Two Mayo placename scholars

Townland tales

MAJOR CONTRIBUTION Professor Nollaig Ó Muraíle, whose contribution to the historical and cultural record of Mayo has been immense.


Part 1: Nollaig Ó Muraíle

County Mayo has been particularly endowed with toponymists, or placename specialists. A placename can be a townland, river or mountain. In this, the first of two articles, I profile Professor Nollaig Ó Muraíle, one of my principal sources for ‘Townland Tales’.
Professor Nollaig Ó Muraíle – named Mayo Person of the Year 2005 – was appointed Adjunct Professor of Modern Irish in Maynooth University in 2019. An expert in the field of Irish placenames and genealogy, he is a member of the current Placenames Committee, appointed on January 11, 2020.
The primary responsibility of the Placenames Committee is to advise the Minister for the Gaeltacht in relation to the Placenames of Ireland as defined in section 31 of the Official Languages Act, 2003.
Located in the Department of Tourism, Culture, Arts, Gaeltacht, Sport and Media, the Placenames Branch undertakes research into the placenames of Ireland to provide authoritative Irish-language versions of those placenames for official and public use.

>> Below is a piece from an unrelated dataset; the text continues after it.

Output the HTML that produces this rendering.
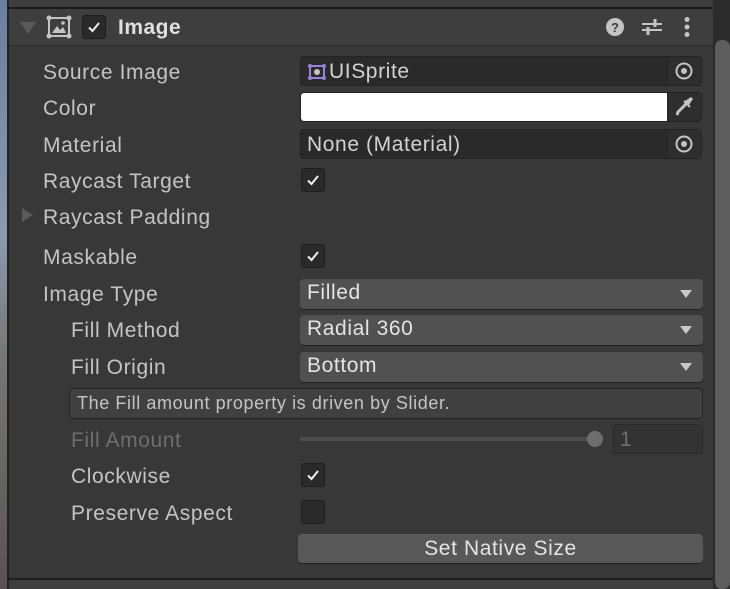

The Irish versions determined by the Placenames Branch are given legal status by means of a placenames order, made by the Minister of State for Gaeltacht Affairs.
Prior to October 2012, the Placenames Committee, officially established on September 19, 2013, was known as the Placenames Commission, and Ó Muraíle previously served as a member of the Placenames Commission, beginning in 2003.

Magnum opus
Nollaig was born into the townland of Drum, An Droim, ‘The Ridge’, known locally as Wingfield, in Knock, Co Mayo, in 1948. In his own words: “The townland is popularly known as ‘Wingfield’, probably representing a part-translation of ‘Skeehane’ – Sciathán, ‘a Wing’, perhaps more correctly Sciachán, ‘a Whitethorn Bush’? – which occurs on Bald’s map of [circa] 1815’. He obtained an MA in Old- and Middle-Irish Language and Literature in 1971 and a PhD in Irish in 1991, at St Patrick’s College, Maynooth.
Nollaig worked in the Placenames Branch of the Ordnance Survey between 1972 and 1993; lectured in the Celtic Department, Queen’s University, Belfast, from 1993 to 2004, and in the Department of Irish, NUI Galway from 2004 to 2014. He has been a member of the Royal Irish Academy since 2009.
He spent 30 years editing the magnum opus of Dubhaltach Mac Fhir Bhisigh (c 1600-1671) – ‘Leabhar Mór na nGenealach: The Great Book of Irish Genealogies’, comprising five volumes and over 3,500 pages, published in 2004 by De Búrca, Dublin.
In 1985, Nollaig wrote ‘Mayo Places – Their Names & Origins’, published by Foilseacháin Náisiúnta Teoranta and printed by FNT/The Mayo News. A delightfully slim paperback, it was described as a ‘pioneering work by a young Mayo-born scholar (based on original research)’, taking ‘an exciting new look at the names of hundreds of Mayo places […] examining the origin, development and meaning of such placenames, going behind the meaningless Anglicised versions and also clarifying the Irish versions, which can sometimes puzzle even fluent Irish-speakers’.

Clare Island
In 1999, he contributed a chapter on The Placenames of Clare Island to the first volume of the New Survey of that island, ‘History and Cultural Landscape’, published by the Royal Irish Academy.
As well as writing numerous books and academic research papers on ‘matters onomastic’ and other matters (onomastics is the study of the history and origin of proper names, especially personal names), Nollaig co-edited, with Gerard Moran, the 2014 ‘Mayo ­– History and Society’, and contributed a chapter to this entitled ‘Scríbhneoirí Gaeilge de Bhunadh Mhaigh Eo’.
It was in this chapter, which translates as ‘Irish Writers since the Foundation of Mayo’, that Nollaig Ó Muraíle wrote, “The most accomplished and comprehensive work ever done on county names in Ireland has been completed by Dr Fiachra Mac Gabhann. The results of his painstaking research into the history and origins of the place names of County Mayo as a whole – every one of the 3,400+ townlands, over 70 parishes, nine baronies (along with bits of a few others), and several hundred minor names – have been added to [and] compiled by him in a series of volumes containing over 5,200 printed pages.
“The entire commentary is in Irish, which makes this the largest work in Irish ever written in County Mayo, or about County Mayo, or, indeed, the largest Irish work ever written by any one author.”
He was of course referring to ‘Logainmneacha Mhaigh Eo’ – the ten-volume masterwork of Dr Fiachra Mac Gabhann (RIP), published by Coiscéim in 2014.
I will profile Dr Mac Gabhann and look at ‘Logainmneacha Mhaigh Eo’ in more detail in my next article.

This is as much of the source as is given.